Venerdì scorso (23.08.) sul quotidiano A. Adige è comparso un fondo di Federico Guiglia che mi è subito piaciuto per la sua estrema chiarezza. In tema di toponomastica, dice Guiglia, non c’è bisogno di alcun compromesso, perché il compromesso c’è già ed è racchiuso nello statuto di autonomia: i toponimi imposti dal fascismo, «secolari» e competenza dello stato (falso), non si toccano — semmai si ufficializzano quelli «tedeschi (e ladini)». Un principio che sarebbe stato reso ancor più insormontabile da recenti pronunce della Corte costituzionale (quella su Sèn Jan, imprimis), che con la sua sentenza 42 del 2017 avrebbe affermato anche la «primazia della lingua italiana».
Quella esposta da Guiglia è una concezione particolare di «compromesso», ma non per questo meno diffusa.
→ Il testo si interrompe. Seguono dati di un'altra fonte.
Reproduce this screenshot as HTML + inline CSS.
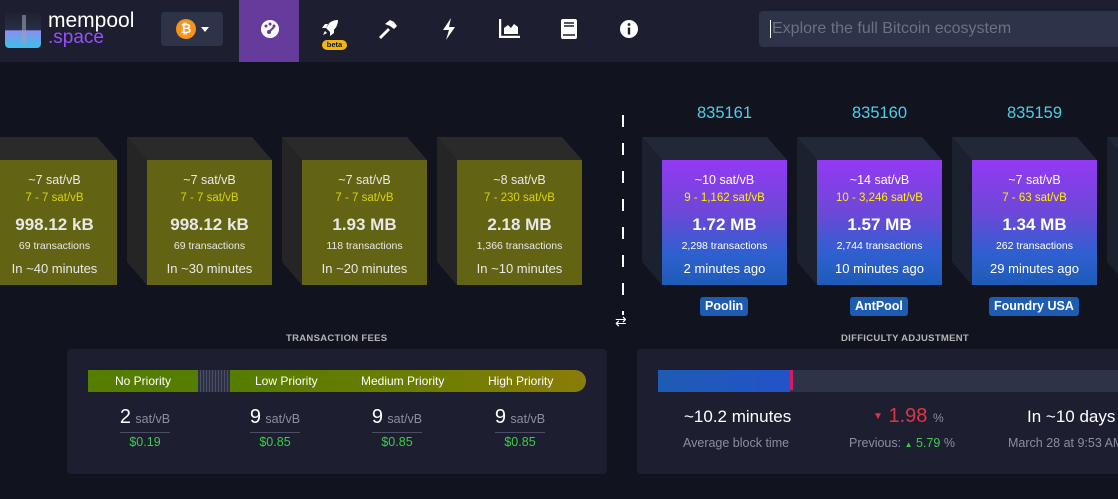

Un regime totalitario, in due fasi, stravolge la toponomastica di un territorio con lo scopo — chiaro e dichiarato — di snazionalizzare e assimilare la popolazione residente. In un primo momento, con l’uso della forza, impone una toponomastica inventata (pessimo surrogato) e poco dopo, sempre con la forza, sopprime totalmente i toponimi preesistenti.
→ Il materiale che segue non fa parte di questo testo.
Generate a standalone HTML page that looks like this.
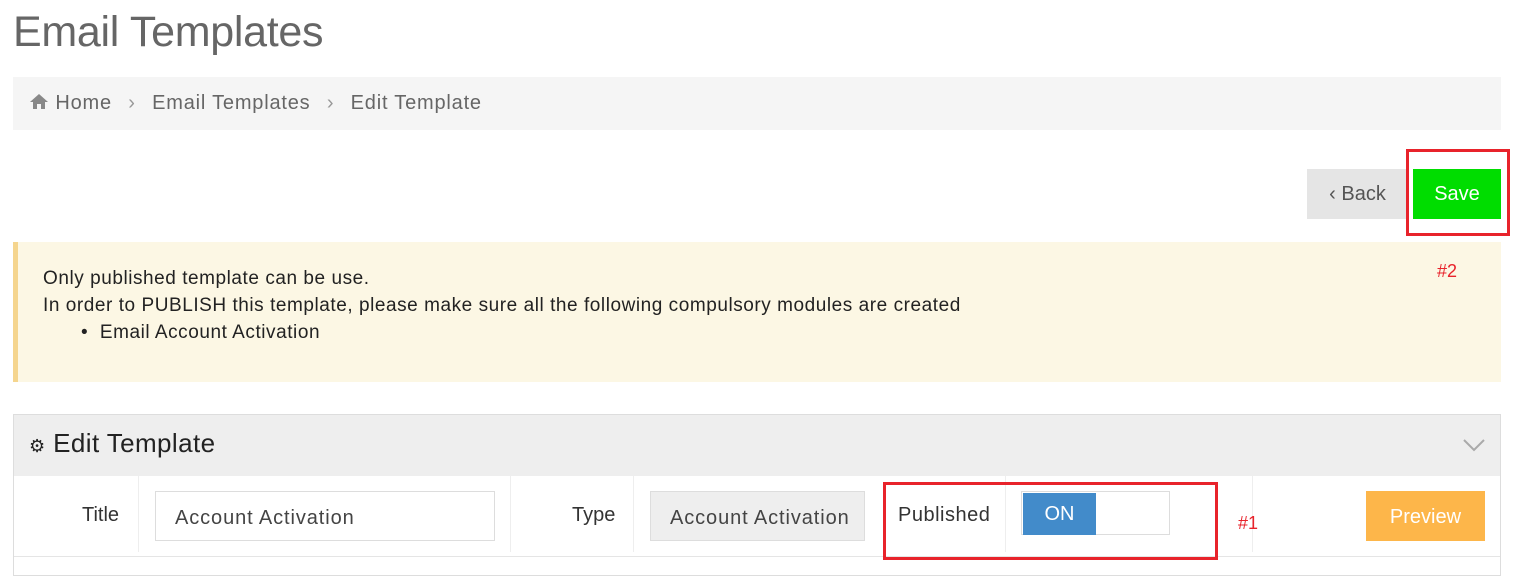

Lo stesso stato, diventato repubblica, posteriormente rinuncia alla soppressione (senza preoccuparsi minimamente della reintroduzione), ma — in barba alle convenzioni internazionali — nemmeno a una virgola dell’imposizione. Ecco pronto il «compromesso», a sua volta prontamente affidato a un arbitro di parte, perché in seno alla Corte costituzionale la minoranza sudtirolese conta — al massimo — per lo zerovirgola del proprio peso demografico/elettorale.
Se questo veramente abbiamo il coraggio di chiamarlo un compromesso, mi piacerebbe capire quale sarebbe stata l’alternativa. La continuazione delle politiche fasciste, senza soluzione di continuità?